I get the impression that today’s touring scene is most made up of festivals or multiple band line-ups. Is it harder/tougher to tour today?
MILITIA: That’s a loaded question. Touring has always been tough. I think it’s just different now. There is definitely more competition now and there are less venues to play, so in that respect it’s tougher to tour these days than it was in the 80’s and 90’s. Rock and metal music was more mainstream then, so the audiences were there. But that generation has grown up, most have real jobs, kids, etc; they’re not going to see live bands every weekend. But they’ll come out for the big events, festivals and strong lineup concerts. I think it comes down to the artist’s wants and expectations, their fan base, adapting to this modern market and keeping costs low to put their show on the road. If you look at certain bands and DJ’s that are out now, they tour successfully and make good money doing it. On the other hand, a band can loose their ass touring. Ultimately, you’ve got to enjoy it, but supply must meet demand.

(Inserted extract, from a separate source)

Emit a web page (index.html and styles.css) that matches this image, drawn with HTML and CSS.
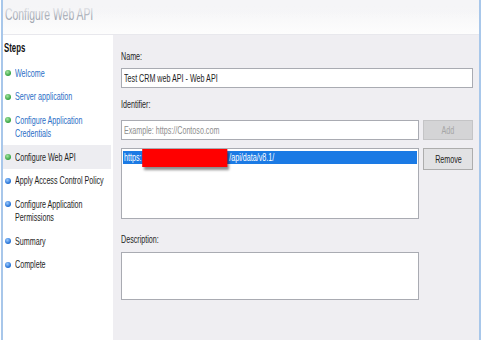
FILE: index.html
```html
<!DOCTYPE html>
<html>
  <head>
    <meta charset="utf-8">
    <title>Configure Web API</title>
    <link rel="stylesheet" href="styles.css">
  </head>
  <body>
    <div class="window">

      <div class="titlebar">
        <span class="t title">Configure Web API</span>
      </div>

      <div class="main">
        <!-- wizard steps -->
        <div class="steps">
          <div class="steps-head"><span class="t">Steps</span></div>
          <ul class="step-list">
            <li class="step done"><span class="dot"></span><span class="t">Welcome</span></li>
            <li class="step done"><span class="dot"></span><span class="t">Server application</span></li>
            <li class="step done"><span class="dot"></span><span class="t">Configure Application<br/>Credentials</span></li>
            <li class="step current"><span class="dot"></span><span class="t">Configure Web API</span></li>
            <li class="step todo"><span class="dot"></span><span class="t">Apply Access Control Policy</span></li>
            <li class="step todo"><span class="dot"></span><span class="t">Configure Application<br/>Permissions</span></li>
            <li class="step todo"><span class="dot"></span><span class="t">Summary</span></li>
            <li class="step todo"><span class="dot"></span><span class="t">Complete</span></li>
          </ul>
        </div>

        <!-- form -->
        <div class="pane">
          <div class="label"><span class="t">Name:</span></div>
          <div class="textbox name-box"><span class="t">Test CRM web API - Web API</span></div>

          <div class="label label-identifier"><span class="t">Identifier:</span></div>
          <div class="row">
            <div class="textbox id-box placeholder"><span class="t">Example: https://Contoso.com</span></div>
            <div class="button disabled"><span class="t">Add</span></div>
          </div>

          <div class="row row-list">
            <div class="listbox">
              <div class="list-item selected"><span class="t">https:<span class="redact"></span>/api/data/v8.1/</span></div>
            </div>
            <div class="button remove"><span class="t">Remove</span></div>
          </div>

          <div class="label label-description"><span class="t">Description:</span></div>
          <div class="textbox desc-box"></div>
        </div>
      </div>

    </div>
  </body>
</html>
```

FILE: styles.css
```css
html,body{
  margin: 0px;
  padding: 0px;
  height: 100%;
  overflow: hidden;
  background-color: #FFF;
  font-family: "Liberation Sans", Arial, sans-serif;
  font-size: 11px;
  color: #1E1E1E;
}

/* the capture is squeezed horizontally, so is every text run */
.t{
  display: inline-block;
  white-space: nowrap;
  transform: scaleX(0.65);
  transform-origin: 0 50%;
}

.window{
  width: 480px;
  height: 340px;
  margin-left: 1px;
  box-sizing: border-box;
  border-left: solid 2px #A8C7EA;
  border-right: solid 2px #A8C7EA;
  display: flex;
  flex-direction: column;
}

.titlebar{
  position: relative;
  height: 35px;
  box-sizing: border-box;
  padding: 5px 0px 0px 2px;
  border-bottom: solid 1px #E8E8ED;
  background: linear-gradient(#F3F3F5, #FDFDFD);
}

.title{
  font-size: 16px;
  line-height: 20px;
  color: #A3A9B3;
}

.titlebar::after{
  content: "";
  position: absolute;
  left: 0px;
  right: 0px;
  top: 0px;
  height: 17px;
  background: linear-gradient(rgba(245,245,247,1) 30%, rgba(245,245,247,0));
}

.main{
  flex: 1;
  display: flex;
  min-height: 0;
}

.steps{
  width: 110px;
  flex: none;
  background-color: #FFF;
}

.steps-head{
  height: 26px;
  line-height: 26px;
  padding-left: 1px;
  font-size: 12px;
  font-weight: bold;
  color: #111;
}

.step-list{
  list-style: none;
  margin: 0px;
  padding: 0px;
}

.step{
  display: flex;
  align-items: flex-start;
  margin-right: 2px;
  padding: 5.5px 0px 5.2px 2px;
  line-height: 13px;
}

.dot{
  flex: none;
  width: 6px;
  height: 6px;
  margin-top: 3.5px;
  margin-right: 4px;
  border-radius: 50%;
}

.done .dot, .current .dot{
  background: radial-gradient(circle at 40% 35%, #A6E6A2, #3AA545 65%);
}

.todo .dot{
  background: radial-gradient(circle at 40% 35%, #9CCBFF, #2572D6 65%);
}

.done .t{
  color: #2A6EC6;
}

.current{
  background-color: #EDEDF1;
}

.pane{
  flex: 1;
  background-color: #EFEEF2;
  padding: 14.5px 0px 0px 8px;
}

.label{
  line-height: 13px;
  margin-bottom: 5px;
}

.label-identifier{
  margin-top: 10px;
  margin-bottom: 9.5px;
}

.label-description{
  margin-top: 13.5px;
  margin-bottom: 6.5px;
}

.textbox{
  box-sizing: border-box;
  height: 20px;
  line-height: 18px;
  padding-left: 2px;
  border: solid 1px #A9ABB2;
  background-color: #FFF;
  overflow: hidden;
}

.name-box{
  width: 352px;
}

.id-box{
  width: 298px;
}

.placeholder{
  color: #8E8E8E;
}

.desc-box{
  width: 298px;
  height: 48px;
}

.row{
  display: flex;
  align-items: flex-start;
  gap: 4px;
}

.row-list{
  margin-top: 8px;
}

.button{
  box-sizing: border-box;
  width: 50px;
  height: 20px;
  line-height: 18px;
  text-align: center;
  border: solid 1px #C4C4C6;
  background-color: #D4D4D6;
  color: #A6A6A6;
}

.button .t{
  transform-origin: 50% 50%;
}

.remove{
  height: 22px;
  line-height: 20px;
  border-color: #ADADAD;
  background-color: #E2E2E4;
  color: #222;
}

.listbox{
  box-sizing: border-box;
  width: 298px;
  height: 71px;
  padding: 2px 1px;
  border: solid 1px #A9ABB2;
  background-color: #FFF;
}

.list-item{
  height: 13px;
  line-height: 13px;
  padding-left: 1px;
}

.selected{
  background-color: #1B7AE4;
  color: #FFF;
}

.redact{
  display: inline-block;
  vertical-align: top;
  width: 131px;
  height: 18px;
  margin: -2px 3px -3px 1px;
  background-color: #FF0000;
  box-shadow: 3px 3px 3px rgba(0,0,0,0.45);
}
```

RENA: It’s hard to say. Festivals are great from the consumer stand point because you get to see a lot of great music bundled together and it is more of an event. It’s obviously easier for promoters to bundle bands into huge festivals and they can guarantee attendance. On the other hand there is something more personal seeing a band perform their show, especially if they are carrying their own production. Here in the states there seem to be less festivals than national tours, with the exception of summer when most of them happen.

If you were to decide how would the stage show look like?
MILITIA: LED lights, video walls with both live visuals and surreal graphics, motorcycles roaring, lots of smoke and PYRO! And I’d like us to fly over the crowd.
RENA: Big light show, motorcycles, old style wall of guitar cabinets, leather everywhere! ‘

What does the future hold?
RENA: We’re in the process of recording a few tunes which should be finished in April/May. In the meantime check out judaspriestessband.com for our upcoming tour dates.